Problem requirements: Retype, please, the listing from its opening line through the line that contains "1 of 1)</text>", both included, without the pictures.

━━━ Dataset content

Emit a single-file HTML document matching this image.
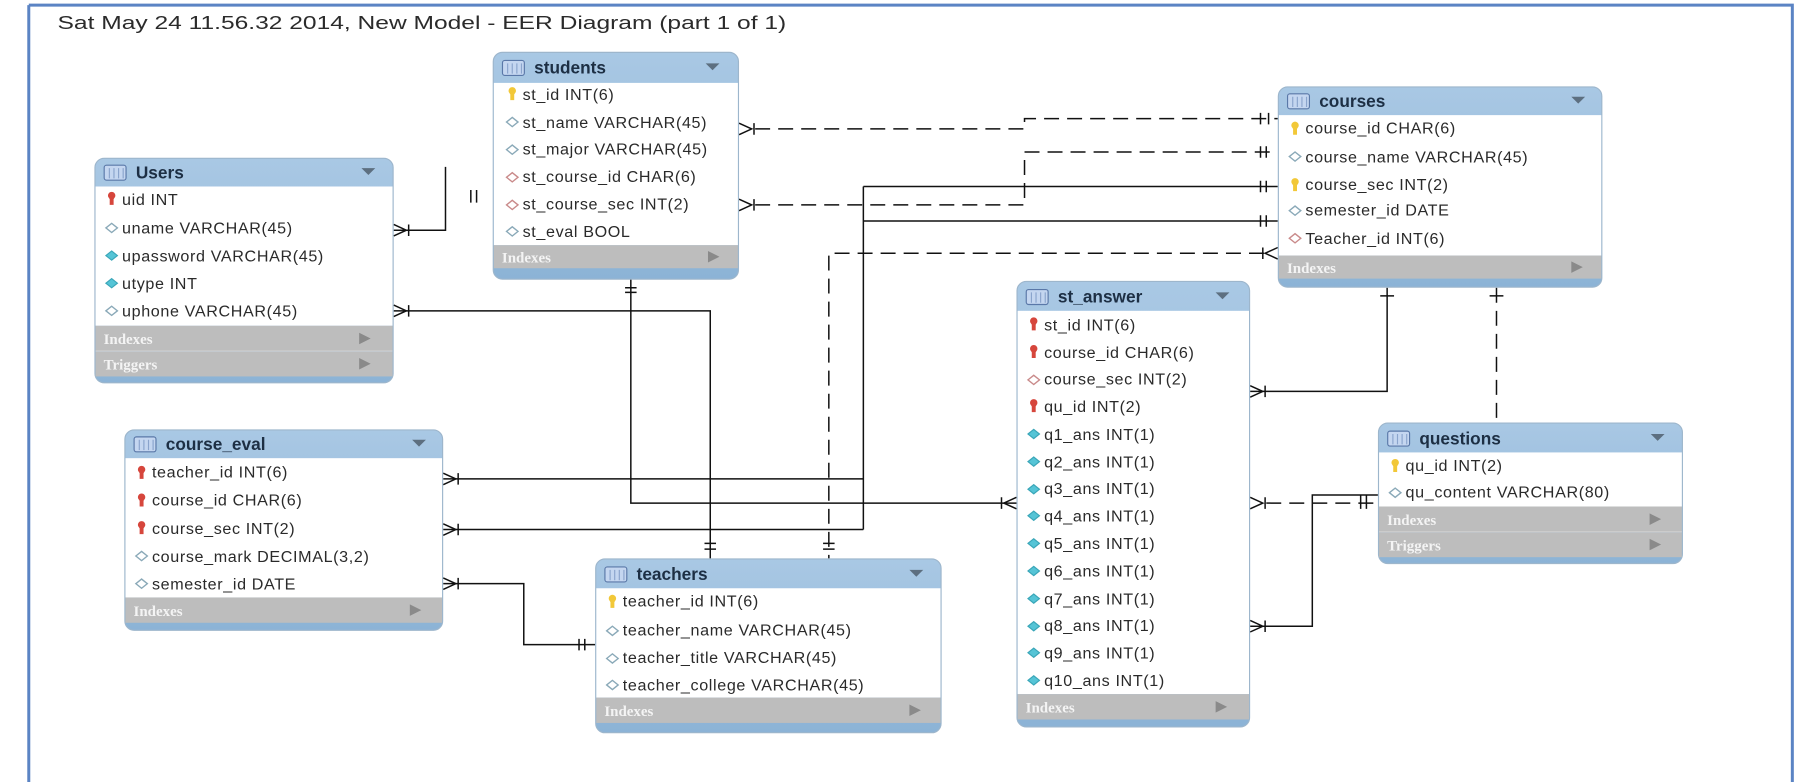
<!DOCTYPE html>
<html><head><meta charset="utf-8"><style>
html,body{margin:0;padding:0;background:#fff;width:1805px;height:782px;overflow:hidden}
svg{display:block}
.r{font-family:"Liberation Sans",Arial,sans-serif;font-size:14px;fill:#2a2a2a;letter-spacing:0.55px}
.h{font-family:"Liberation Sans",Arial,sans-serif;font-size:15px;font-weight:bold;fill:#1d2f44}
.ix{font-family:"Liberation Serif",serif;font-size:13px;font-weight:bold;fill:#f4f4f4}
.ln{stroke:#111;stroke-width:1.3;fill:none}
.dl{stroke:#111;stroke-width:1.3;fill:none;stroke-dasharray:13 7}
</style></head><body>
<svg width="1805" height="782" viewBox="0 0 1568 679.3" preserveAspectRatio="none" xmlns="http://www.w3.org/2000/svg">
<defs>
<linearGradient id="hg" x1="0" y1="0" x2="0" y2="1"><stop offset="0" stop-color="#a9c8e4"/><stop offset="1" stop-color="#8cb3d6"/></linearGradient>
<symbol id="kY" viewBox="-6 -6 12 12" overflow="visible"><path d="M-3,-2 a3.2,3.2 0 1,1 6,0 l-1.3,2 v5 h-3.4 v-5z" fill="#f2c838"/></symbol>
<symbol id="kR" viewBox="-6 -6 12 12" overflow="visible"><path d="M-3,-2 a3.2,3.2 0 1,1 6,0 l-1.3,2 v5 h-3.4 v-5z" fill="#d6463c"/></symbol>
<symbol id="dO" viewBox="-6 -6 12 12" overflow="visible"><path d="M-5,0 L0,-4 L5,0 L0,4Z" fill="#fff" stroke="#8aa9b8" stroke-width="1.2"/></symbol>
<symbol id="dR" viewBox="-6 -6 12 12" overflow="visible"><path d="M-5,0 L0,-4 L5,0 L0,4Z" fill="#fff" stroke="#c98a8a" stroke-width="1.2"/></symbol>
<symbol id="dF" viewBox="-6 -6 12 12" overflow="visible"><path d="M-5,0 L0,-4 L5,0 L0,4Z" fill="#55c4d6" stroke="#3aa6b8" stroke-width="1"/></symbol>
<symbol id="ti" viewBox="0 0 20 14" overflow="visible"><rect x="0.5" y="0.5" width="19" height="13" rx="2" fill="#c4d6f0" stroke="#5a78a8"/><path d="M5,3V12M9,3V12M13,3V12M17,3V12" stroke="#8aa4cc" stroke-width="1"/></symbol>
</defs>

<path d="M25,4.5 H1557 V690 M25,4.5 V690" stroke="#5b84c4" stroke-width="2.6" fill="none"/>
<text x="50" y="25" font-family="Liberation Sans,Arial,sans-serif" font-size="16" fill="#2b2b2b" textLength="633" lengthAdjust="spacingAndGlyphs">Sat May 24 11.56.32 2014, New Model - EER Diagram (part 1 of 1)</text>

<path class="ln" d="M342,200 H387 V145"/>
<path class="ln" d="M342,195 L353,200 L342,205 M355,195 V205"/>
<path class="ln" d="M409,165 V176 M414,165 V176"/>

<path class="ln" d="M342,270 H617 V485"/>
<path class="ln" d="M342,265 L353,270 L342,275 M355,265 V275 M612,472 H622 M612,477 H622"/>

<path class="dl" d="M656,112 H890 V103 H1110"/>
<path class="ln" d="M642,107 L653,112 L642,117 M655,107 V117 M1095,98 V108 M1102,98 V108"/>
<path class="dl" d="M656,178 H890 V132 H1110"/>
<path class="ln" d="M642,173 L653,178 L642,183 M655,173 V183 M1095,127 V137 M1100,127 V137"/>

<path class="ln" d="M750,162 H1110 M750,192 H1110 M750,162 V460"/>
<path class="ln" d="M1095,157 V167 M1100,157 V167 M1095,187 V197 M1100,187 V197"/>
<path class="ln" d="M385,416 H750 M385,460 H750"/>
<path class="ln" d="M385,411 L396,416 L385,421 M398,411 V421 M385,455 L396,460 L385,465 M398,455 V465"/>

<path class="dl" d="M1098,220 H720 V485"/>
<path class="ln" d="M1110,215 L1099,220 L1110,225 M1097,215 V225 M715,472 H725 M715,477 H725"/>

<path class="ln" d="M548,242 V437 H883"/>
<path class="ln" d="M543,250 H553 M543,254 H553 M883,432 L872,437 L883,442 M870,432 V442"/>

<path class="ln" d="M385,507 H455 V560 H517"/>
<path class="ln" d="M385,502 L396,507 L385,512 M398,502 V512 M503,555 V565 M508,555 V565"/>

<path class="ln" d="M1086,340 H1205 V250"/>
<path class="ln" d="M1086,335 L1097,340 L1086,345 M1099,335 V345 M1199,257 H1211"/>

<path class="dl" d="M1300,250 V367"/>
<path class="ln" d="M1294,257 H1306"/>

<path class="dl" d="M1100,437 H1197"/>
<path class="ln" d="M1086,432 L1097,437 L1086,442 M1099,432 V442 M1182,430 V442 M1187,430 V442"/>
<path class="ln" d="M1086,544 H1140 V430 H1197"/>
<path class="ln" d="M1086,539 L1097,544 L1086,549 M1099,539 V549"/>

<g transform="translate(428,45)">
<rect x="0.5" y="0.5" width="213" height="197" rx="8" fill="url(#hg)" stroke="#9db6cc"/>
<rect x="1" y="27" width="212" height="141" fill="#fff"/>
<rect x="1" y="168" width="212" height="20" fill="#bdbdbd"/>
<use href="#ti" x="8" y="7" width="20" height="14"/>
<text class="h" x="36" y="19">students</text>
<path d="M185,10 h12 l-6,6z" fill="#5d6f80"/>
<use href="#kY" x="11" y="31" width="12" height="12"/><text class="r" x="26" y="42">st_id INT(6)</text>
<use href="#dO" x="11" y="55" width="12" height="12"/><text class="r" x="26" y="66">st_name VARCHAR(45)</text>
<use href="#dO" x="11" y="79" width="12" height="12"/><text class="r" x="26" y="89">st_major VARCHAR(45)</text>
<use href="#dR" x="11" y="103" width="12" height="12"/><text class="r" x="26" y="113">st_course_id CHAR(6)</text>
<use href="#dR" x="11" y="127" width="12" height="12"/><text class="r" x="26" y="137">st_course_sec INT(2)</text>
<use href="#dO" x="11" y="150" width="12" height="12"/><text class="r" x="26" y="161">st_eval BOOL</text>
<text class="ix" x="8" y="183">Indexes</text><path d="M187,173 l10,5 l-10,5z" fill="#8a8a8a"/>
</g>

<g transform="translate(82,137)">
<rect x="0.5" y="0.5" width="259" height="195" rx="8" fill="url(#hg)" stroke="#9db6cc"/>
<rect x="1" y="25" width="258" height="121" fill="#fff"/>
<rect x="1" y="146" width="258" height="22" fill="#bdbdbd"/>
<rect x="1" y="168.5" width="258" height="21.5" fill="#bdbdbd"/>
<path d="M1,168 H259" stroke="#d2d2d2"/>
<use href="#ti" x="8" y="6" width="20" height="14"/>
<text class="h" x="36" y="18">Users</text>
<path d="M232,9 h12 l-6,6z" fill="#5d6f80"/>
<use href="#kR" x="9" y="30" width="12" height="12"/><text class="r" x="24" y="41">uid INT</text>
<use href="#dO" x="9" y="55" width="12" height="12"/><text class="r" x="24" y="66">uname VARCHAR(45)</text>
<use href="#dF" x="9" y="79" width="12" height="12"/><text class="r" x="24" y="90">upassword VARCHAR(45)</text>
<use href="#dF" x="9" y="103" width="12" height="12"/><text class="r" x="24" y="114">utype INT</text>
<use href="#dO" x="9" y="127" width="12" height="12"/><text class="r" x="24" y="138">uphone VARCHAR(45)</text>
<text class="ix" x="8" y="162">Indexes</text><path d="M230,152 l10,5 l-10,5z" fill="#8a8a8a"/>
<text class="ix" x="8" y="184">Triggers</text><path d="M230,174 l10,5 l-10,5z" fill="#8a8a8a"/>
</g>

<g transform="translate(108,373)">
<rect x="0.5" y="0.5" width="276" height="174" rx="8" fill="url(#hg)" stroke="#9db6cc"/>
<rect x="1" y="25" width="275" height="121" fill="#fff"/>
<rect x="1" y="146" width="275" height="22" fill="#bdbdbd"/>
<use href="#ti" x="8" y="6" width="20" height="14"/>
<text class="h" x="36" y="18">course_eval</text>
<path d="M250,9 h12 l-6,6z" fill="#5d6f80"/>
<use href="#kR" x="9" y="32" width="12" height="12"/><text class="r" x="24" y="42">teacher_id INT(6)</text>
<use href="#kR" x="9" y="56" width="12" height="12"/><text class="r" x="24" y="66">course_id CHAR(6)</text>
<use href="#kR" x="9" y="80" width="12" height="12"/><text class="r" x="24" y="91">course_sec INT(2)</text>
<use href="#dO" x="9" y="104" width="12" height="12"/><text class="r" x="24" y="115">course_mark DECIMAL(3,2)</text>
<use href="#dO" x="9" y="128" width="12" height="12"/><text class="r" x="24" y="139">semester_id DATE</text>
<text class="ix" x="8" y="162">Indexes</text><path d="M248,152 l10,5 l-10,5z" fill="#8a8a8a"/>
</g>

<g transform="translate(517,485)">
<rect x="0.5" y="0.5" width="300" height="151" rx="8" fill="url(#hg)" stroke="#9db6cc"/>
<rect x="1" y="26" width="299" height="95" fill="#fff"/>
<rect x="1" y="121" width="299" height="22" fill="#bdbdbd"/>
<use href="#ti" x="8" y="7" width="20" height="14"/>
<text class="h" x="36" y="19">teachers</text>
<path d="M273,10 h12 l-6,6z" fill="#5d6f80"/>
<use href="#kY" x="9" y="32" width="12" height="12"/><text class="r" x="24" y="42">teacher_id INT(6)</text>
<use href="#dO" x="9" y="57" width="12" height="12"/><text class="r" x="24" y="67">teacher_name VARCHAR(45)</text>
<use href="#dO" x="9" y="81" width="12" height="12"/><text class="r" x="24" y="91">teacher_title VARCHAR(45)</text>
<use href="#dO" x="9" y="104" width="12" height="12"/><text class="r" x="24" y="115">teacher_college VARCHAR(45)</text>
<text class="ix" x="8" y="137">Indexes</text><path d="M273,127 l10,5 l-10,5z" fill="#8a8a8a"/>
</g>

<g transform="translate(883,244)">
<rect x="0.5" y="0.5" width="202" height="387" rx="8" fill="url(#hg)" stroke="#9db6cc"/>
<rect x="1" y="26" width="201" height="333" fill="#fff"/>
<rect x="1" y="359" width="201" height="22" fill="#bdbdbd"/>
<use href="#ti" x="8" y="7" width="20" height="14"/>
<text class="h" x="36" y="19">st_answer</text>
<path d="M173,10 h12 l-6,6z" fill="#5d6f80"/>
<use href="#kR" x="9" y="32" width="12" height="12"/><text class="r" x="24" y="43">st_id INT(6)</text>
<use href="#kR" x="9" y="56" width="12" height="12"/><text class="r" x="24" y="67">course_id CHAR(6)</text>
<use href="#dR" x="9" y="80" width="12" height="12"/><text class="r" x="24" y="90">course_sec INT(2)</text>
<use href="#kR" x="9" y="103" width="12" height="12"/><text class="r" x="24" y="114">qu_id INT(2)</text>
<use href="#dF" x="9" y="127" width="12" height="12"/><text class="r" x="24" y="138">q1_ans INT(1)</text>
<use href="#dF" x="9" y="151" width="12" height="12"/><text class="r" x="24" y="162">q2_ans INT(1)</text>
<use href="#dF" x="9" y="175" width="12" height="12"/><text class="r" x="24" y="185">q3_ans INT(1)</text>
<use href="#dF" x="9" y="198" width="12" height="12"/><text class="r" x="24" y="209">q4_ans INT(1)</text>
<use href="#dF" x="9" y="222" width="12" height="12"/><text class="r" x="24" y="233">q5_ans INT(1)</text>
<use href="#dF" x="9" y="246" width="12" height="12"/><text class="r" x="24" y="257">q6_ans INT(1)</text>
<use href="#dF" x="9" y="270" width="12" height="12"/><text class="r" x="24" y="281">q7_ans INT(1)</text>
<use href="#dF" x="9" y="294" width="12" height="12"/><text class="r" x="24" y="304">q8_ans INT(1)</text>
<use href="#dF" x="9" y="317" width="12" height="12"/><text class="r" x="24" y="328">q9_ans INT(1)</text>
<use href="#dF" x="9" y="341" width="12" height="12"/><text class="r" x="24" y="352">q10_ans INT(1)</text>
<text class="ix" x="8" y="375">Indexes</text><path d="M173,365 l10,5 l-10,5z" fill="#8a8a8a"/>
</g>

<g transform="translate(1110,75)">
<rect x="0.5" y="0.5" width="281" height="174" rx="8" fill="url(#hg)" stroke="#9db6cc"/>
<rect x="1" y="25" width="280" height="122" fill="#fff"/>
<rect x="1" y="147" width="280" height="20" fill="#bdbdbd"/>
<use href="#ti" x="8" y="6" width="20" height="14"/>
<text class="h" x="36" y="18">courses</text>
<path d="M255,9 h12 l-6,6z" fill="#5d6f80"/>
<use href="#kY" x="9" y="31" width="12" height="12"/><text class="r" x="24" y="41">course_id CHAR(6)</text>
<use href="#dO" x="9" y="55" width="12" height="12"/><text class="r" x="24" y="66">course_name VARCHAR(45)</text>
<use href="#kY" x="9" y="80" width="12" height="12"/><text class="r" x="24" y="90">course_sec INT(2)</text>
<use href="#dO" x="9" y="102" width="12" height="12"/><text class="r" x="24" y="112">semester_id DATE</text>
<use href="#dR" x="9" y="126" width="12" height="12"/><text class="r" x="24" y="137">Teacher_id INT(6)</text>
<text class="ix" x="8" y="162">Indexes</text><path d="M255,152 l10,5 l-10,5z" fill="#8a8a8a"/>
</g>

<g transform="translate(1197,367)">
<rect x="0.5" y="0.5" width="264" height="122" rx="8" fill="url(#hg)" stroke="#9db6cc"/>
<rect x="1" y="26" width="263" height="47" fill="#fff"/>
<rect x="1" y="73" width="263" height="22" fill="#bdbdbd"/>
<rect x="1" y="95.5" width="263" height="21.5" fill="#bdbdbd"/>
<path d="M1,95 H264" stroke="#d2d2d2"/>
<use href="#ti" x="8" y="7" width="20" height="14"/>
<text class="h" x="36" y="19">questions</text>
<path d="M237,10 h12 l-6,6z" fill="#5d6f80"/>
<use href="#kY" x="9" y="32" width="12" height="12"/><text class="r" x="24" y="42">qu_id INT(2)</text>
<use href="#dO" x="9" y="55" width="12" height="12"/><text class="r" x="24" y="65">qu_content VARCHAR(80)</text>
<text class="ix" x="8" y="89">Indexes</text><path d="M236,79 l10,5 l-10,5z" fill="#8a8a8a"/>
<text class="ix" x="8" y="111">Triggers</text><path d="M236,101 l10,5 l-10,5z" fill="#8a8a8a"/>
</g>
</svg>
</body></html>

━━━━━━

Response to this exercise:
Emit a single-file HTML document matching this image.
<!DOCTYPE html>
<html><head><meta charset="utf-8"><style>
html,body{margin:0;padding:0;background:#fff;width:1805px;height:782px;overflow:hidden}
svg{display:block}
.r{font-family:"Liberation Sans",Arial,sans-serif;font-size:14px;fill:#2a2a2a;letter-spacing:0.55px}
.h{font-family:"Liberation Sans",Arial,sans-serif;font-size:15px;font-weight:bold;fill:#1d2f44}
.ix{font-family:"Liberation Serif",serif;font-size:13px;font-weight:bold;fill:#f4f4f4}
.ln{stroke:#111;stroke-width:1.3;fill:none}
.dl{stroke:#111;stroke-width:1.3;fill:none;stroke-dasharray:13 7}
</style></head><body>
<svg width="1805" height="782" viewBox="0 0 1568 679.3" preserveAspectRatio="none" xmlns="http://www.w3.org/2000/svg">
<defs>
<linearGradient id="hg" x1="0" y1="0" x2="0" y2="1"><stop offset="0" stop-color="#a9c8e4"/><stop offset="1" stop-color="#8cb3d6"/></linearGradient>
<symbol id="kY" viewBox="-6 -6 12 12" overflow="visible"><path d="M-3,-2 a3.2,3.2 0 1,1 6,0 l-1.3,2 v5 h-3.4 v-5z" fill="#f2c838"/></symbol>
<symbol id="kR" viewBox="-6 -6 12 12" overflow="visible"><path d="M-3,-2 a3.2,3.2 0 1,1 6,0 l-1.3,2 v5 h-3.4 v-5z" fill="#d6463c"/></symbol>
<symbol id="dO" viewBox="-6 -6 12 12" overflow="visible"><path d="M-5,0 L0,-4 L5,0 L0,4Z" fill="#fff" stroke="#8aa9b8" stroke-width="1.2"/></symbol>
<symbol id="dR" viewBox="-6 -6 12 12" overflow="visible"><path d="M-5,0 L0,-4 L5,0 L0,4Z" fill="#fff" stroke="#c98a8a" stroke-width="1.2"/></symbol>
<symbol id="dF" viewBox="-6 -6 12 12" overflow="visible"><path d="M-5,0 L0,-4 L5,0 L0,4Z" fill="#55c4d6" stroke="#3aa6b8" stroke-width="1"/></symbol>
<symbol id="ti" viewBox="0 0 20 14" overflow="visible"><rect x="0.5" y="0.5" width="19" height="13" rx="2" fill="#c4d6f0" stroke="#5a78a8"/><path d="M5,3V12M9,3V12M13,3V12M17,3V12" stroke="#8aa4cc" stroke-width="1"/></symbol>
</defs>

<path d="M25,4.5 H1557 V690 M25,4.5 V690" stroke="#5b84c4" stroke-width="2.6" fill="none"/>
<text x="50" y="25" font-family="Liberation Sans,Arial,sans-serif" font-size="16" fill="#2b2b2b" textLength="633" lengthAdjust="spacingAndGlyphs">Sat May 24 11.56.32 2014, New Model - EER Diagram (part 1 of 1)</text>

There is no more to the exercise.